Director/co-writer Kiyoshi Kurosawa doesn't include much action, palpable thrills or even edge-of-your seat suspense; the focus remains on the characters, their relationships and their motivations, much like in The Lives of Others. First and foremost, Kurosawa sees and treat Yusaku and Satoko has human beings rather than merely pawns to move the plot forward. The screenplay by Kurosawa and co-writers Ryűsuke Hamaguchi and Tadashi Nohara effectively incorporates exposition so that the audience understands what's going on without being confused like in Tinker Tailer Soldier Spy, but also without allowing them know too much and to be too far ahead of what the characters in terms of what they know. They also avoid the use of flashbacks or voice-over narration to tell the story which is a pretty impressive feat. Satoko finds herself in a conflict because she's friends with Taiji while Taiji and his police force keep on eye on her husband who may or may not be a spy. Whose side is she on? Whose side is Yusaku on? Those ambiguities along with the confrontation between Satoko and Tusaku make for an equally provocative and gripping experience.

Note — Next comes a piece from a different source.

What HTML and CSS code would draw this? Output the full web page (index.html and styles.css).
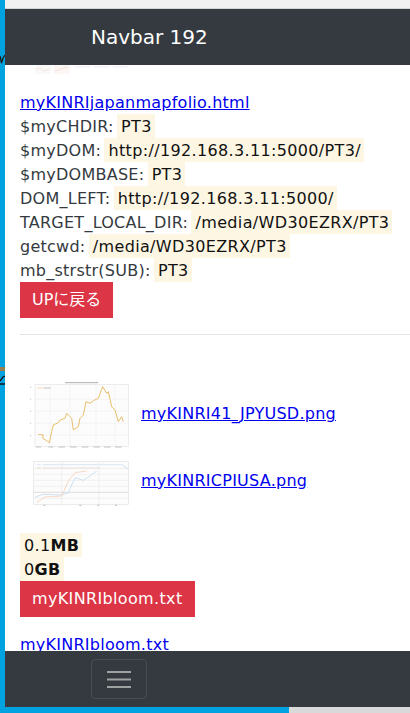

When it comes to the production values, everything from the set design to the lighting and camerawork are superb and add both substance and style without being excessive. The same can be said about the music score which doesn't feel overbearing, intrusive or unnecessary. Kurosawa clearly knows that he doesn't need the music to provide the tension because it's already present within the story and the screenplay. He also knows that he doesn't need shaky cam to generate tension either. Yu Aoi and Issey Takahashi both give solid, moving performances that breathe life into their roles. It's also worth mentioning that the pace moves slowly, although not very slow like in Azor, which helps the audience to become more easily absorbed by the film. At a running time of 1 hour and 55 minutes, Wife of a Spy is one of the most spellbinding, taut and intelligent thrillers since The Lives of Others.